An empty field and piles of dirt are still part of Clarksburg. "It's… (Melina Mara )
It was to be a model suburb, a chance for Montgomery County to get it right. In Clarksburg Town Center, the vision was for an intimate, walkable community, shops, a library, restaurants and public transportation close by. Home buyers, attracted by large houses with relatively moderate prices at low interest rates, were drawn to the northern Montgomery community, even camping out overnight for the chance to buy the home of their dreams.
But for many, the promise of Clarksburg Town Center remains unrealized. More than 10 years after ground was broken, and more than five years after a group of residents unearthed construction irregularities by developer Newland Communities, county officials and residents remain mired in disputes over how to push the project over the finish line.
The latest round of angry assertions and counterclaims involves issues that arose long after the initial controversy in 2005 made Clarksburg shorthand for lax oversight, in a county with a long-standing reputation for good government.
The promised retail core, which was to be the centerpiece of the development, is still a mound of dirt. The county fire and rescue service, prodded by residents, has forced the developer to spend about $1 million to widen turns and restrict parking in 19 spots because firetrucks could not get through. Activists found that more than $2 million in promised landscaping was never done. County government and residents remain divided over who should foot the bill for roads, parks and a library. Newland says tough economic times have caught up with it, making it hard to attract interest in developing the retail center. A dispute over how much parking should be available to shoppers and residents is still festering.
To add to the tension, Newland sued community activists last year, saying they have thwarted the development. Arbitrator Barbara Kerr Howe has mostly kept the matter behind closed doors, so the details and outcome may never be publicly known.
"One would think that by now we would have gotten a little closer to agreeing on all the things that need to happen," said Kathy Mitchell, the county's Clarksburg ombudsman, who has held the post for almost three years but who will be out of work Jan. 31 because of budget constraints.
On Thursday, the Montgomery County Planning Board, whose previous leadership had been criticized for allowing buildings in Clarksburg Town Center that were too tall, front yards that were too small and streets that were too narrow, will weigh in on a recent round of accusations by its staff against Newland.
In a biting assessment of the developer's latest proposal, planner Robert Kronenberg last month cited more than 400 instances in which the developer made unilateral and unapproved changes to plans for the community. If the board agrees with Kronenberg, the company could face thousands of dollars in fines that the county agreed to forgo five years ago.
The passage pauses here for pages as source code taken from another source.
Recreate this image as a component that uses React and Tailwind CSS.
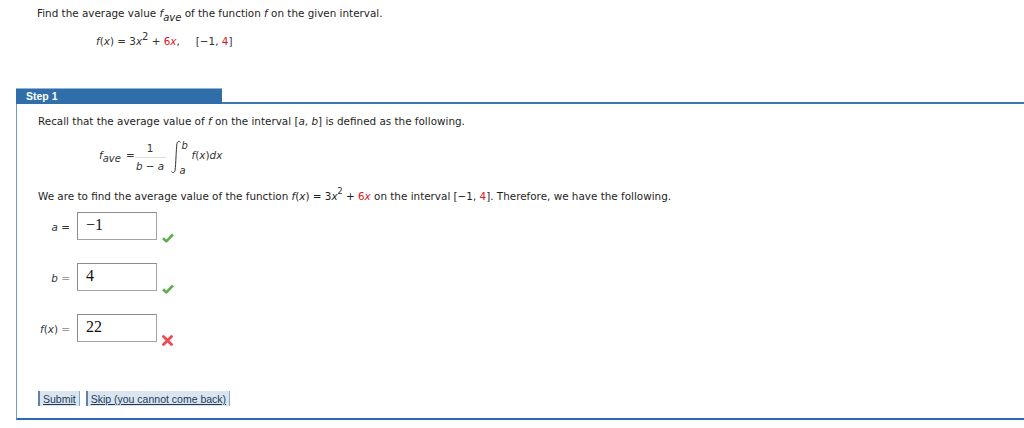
const Check = () => (
  <svg width="12" height="10" viewBox="0 0 12 10" className="block">
    <path d="M1 5.2 L4.3 8.3 L11 1.5" fill="none" stroke="#5fae4e" strokeWidth="2.6" strokeLinejoin="round" />
  </svg>
);

const Cross = () => (
  <svg width="11" height="11" viewBox="0 0 11 11" className="block">
    <path d="M1.5 1.5 L9.5 9.5 M9.5 1.5 L1.5 9.5" stroke="#ee4a4f" strokeWidth="2.8" strokeLinecap="round" />
  </svg>
);

const Integral = () => (
  <svg width="12" height="34" viewBox="0 0 12 34" className="block">
    <path d="M10.5 2.5 C9.5 0.8 7.5 1 7 3.5 C6 10 6 24 5 30.5 C4.6 33 2.5 33.2 1.5 31.5" fill="none" stroke="#333" strokeWidth="1" />
  </svg>
);

const Field = ({ label, value, ok }) => (
  <div className="flex items-start h-[28px]">
    <div className="w-[60px] pt-[9px] pr-[7px] text-right text-[#333]">{label}</div>
    <div className="w-[80px] h-[28px] border border-[#a4a4a4] border-t-[#8c8c8c] border-l-[#8c8c8c] pl-[8px] pt-[2px] text-[16px] leading-[20px] text-[#111]" style={{ fontFamily: '"Liberation Serif", serif' }}>
      {value}
    </div>
    <div className="pl-[5px] pt-[21px]">{ok ? <Check /> : <Cross />}</div>
  </div>
);

const btn = "h-[15px] px-[3px] bg-[#dae5f0] border-l-2 border-r border-l-[#5d84ae] border-r-[#8aa8c8] text-[#1d3a5c] underline text-[10.5px] leading-[14px]";

export default function App() {
  return (
    <div className="w-[1024px] h-[428px] bg-white text-[10.4px] leading-[13px] text-[#1e1e1e] overflow-hidden" style={{ fontFamily: '"DejaVu Sans", Verdana, sans-serif' }}>
      {/* question */}
      <div className="pt-[7px] pl-[37px]">
        Find the average value <i>f</i><span className="relative top-[4px] italic text-[10px]">ave</span> of the function <i>f</i> on the given interval.
      </div>
      <div className="pt-[15px] pl-[96px] text-[#333]">
        <i>f</i>(<i>x</i>) = 3<i>x</i><sup className="text-[10px]">2</sup> + <span className="text-[#e0151b]">6<i>x</i></span>,
        <span className="pl-[16px]">[−1, <span className="text-[#e0151b]">4</span>]</span>
      </div>

      {/* step */}
      <div className="mt-[40px] ml-[16px]">
        <div className="flex items-end">
          <div className="w-[206px] h-[16px] bg-[#2f6ea9] border-t border-[#8fb4d8] pl-[10px] text-white font-bold text-[10.5px] leading-[14px]" style={{ fontFamily: '"Liberation Sans", Arial, sans-serif' }}>Step 1</div>
          <div className="flex-1 h-[2px] bg-[#3c78b0]" />
        </div>
        <div className="h-[316px] border-l border-b-2 border-l-[#6a9ccc] border-b-[#2d6ab4] pl-[21px] pt-[11px]">
          <div>
            Recall that the average value of <i>f</i> on the interval [<i>a</i>, <i>b</i>] is defined as the following.
          </div>

          {/* formula */}
          <div className="flex items-center pl-[61px] pt-[8px] h-[46px] text-[#333]">
            <span className="italic">f<span className="relative top-[3px] text-[10px]">ave</span></span>
            <span className="pl-[5px]">=</span>
            <span className="inline-flex flex-col items-center relative top-[2px] leading-[11px]">
              <span className="px-[3px] pb-[3px]">1</span>
              <span className="w-[31px] h-[1px] bg-[#ddd]" />
              <span className="pt-[3px] italic">b <span className="not-italic">−</span> a</span>
            </span>
            <span className="relative ml-[4px] mr-[10px] top-[2px]">
              <Integral />
              <span className="absolute left-[12px] top-[-1px] italic text-[10px]">b</span>
              <span className="absolute left-[10px] top-[24px] italic text-[10px]">a</span>
            </span>
            <span><i>f</i>(<i>x</i>)<i>dx</i></span>
          </div>

          <div className="pt-[16px]">
            We are to find the average value of the function <i>f</i>(<i>x</i>) = 3<i>x</i><sup className="text-[8px] top-[-0.7em]">2</sup> + <span className="text-[#e0151b]">6<i>x</i></span> on the interval [−1, <span className="text-[#e0151b]">4</span>]. Therefore, we have the following.
          </div>

          <div className="ml-[-21px] pt-[9px] flex flex-col gap-[23px]">
            <Field label={<><i>a</i> =</>} value="−1" ok />
            <Field label={<><i>b</i> <span className="text-[#999]">=</span></>} value="4" ok />
            <Field label={<><i>f</i>(<i>x</i>) <span className="text-[#999]">=</span></>} value="22" />
          </div>

          <div className="pt-[49px] flex gap-[6px]">
            <button className={btn} style={{ fontFamily: '"Liberation Sans", Arial, sans-serif' }}>Submit</button>
            <button className={btn} style={{ fontFamily: '"Liberation Sans", Arial, sans-serif' }}>Skip (you cannot come back)</button>
          </div>
        </div>
      </div>
    </div>
  );
}
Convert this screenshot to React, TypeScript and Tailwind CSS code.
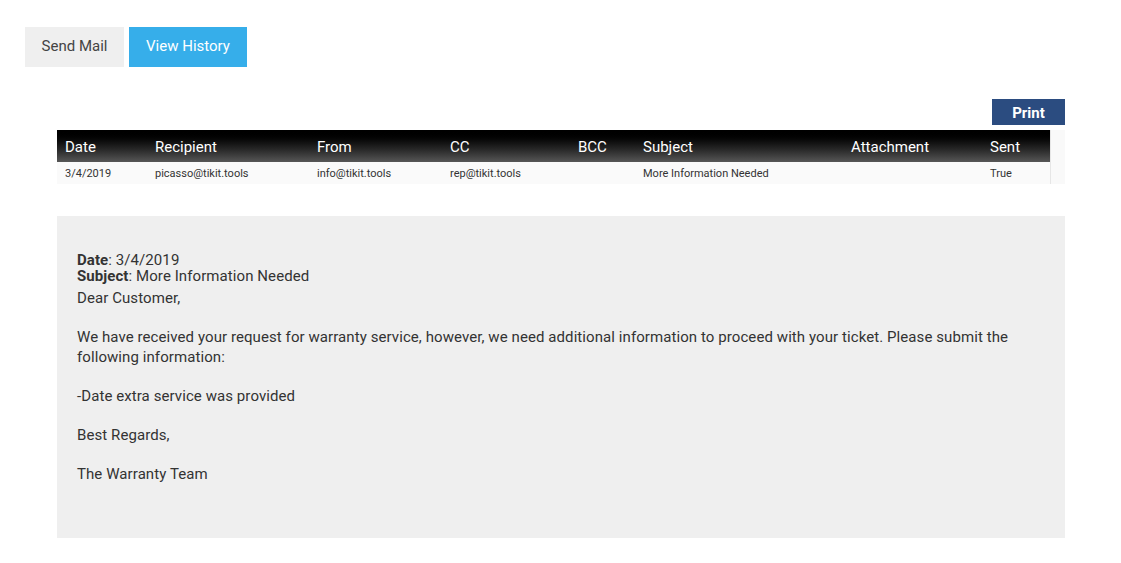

Douglas C. Delano, a Newland vice president overseeing the Clarksburg Town Center development, sounded a conciliatory tone. "We want to get this done," he said after submitting three boxes of newly revised plans to Kronenberg late last week.
"We share the concern that there be no errors or discrepancies in the plans," he said. "That's what got Clarksburg in trouble four or five years ago."
Residents say no matter who is at fault, it's time for the project to be completed.
Emily Lederer, who with her husband moved into Clarksburg Town Center almost eight years ago, said she and many of her neighbors are eager for an end to the controversies.
"It is definitely confusing and frustrating," she said. "Everybody moved in here on the assumption that these amenities would be built not too far after the time we moved in. . . . It's hard to see that big, empty spot with the big dirt mound."
Robert Rifkin moved with his wife from nearby Derwood three years ago, fully aware of the controversies. "I guess we were naive. We thought that once the county knew about this, and these mistakes were made, the county would make things right.
"From this experience, I will never move into a community that is not completed. We could not trust what was told to us. It has been a real education," he said.
County Council member Michael Knapp (D-Upcounty), whose district includes Clarksburg, said there have been some positive signs in recent years. A park has opened, roads have been completed and a middle school is on the drawing board, because of community pressure.
"We have made some progress, but it continues to be an amazingly frustrating effort because there are so many things that are unresolved," he said.
Knapp said he thinks the Planning Board will insist that the developer comply with plans the board approved two years ago, which the planning staff says Newland recently altered without permission.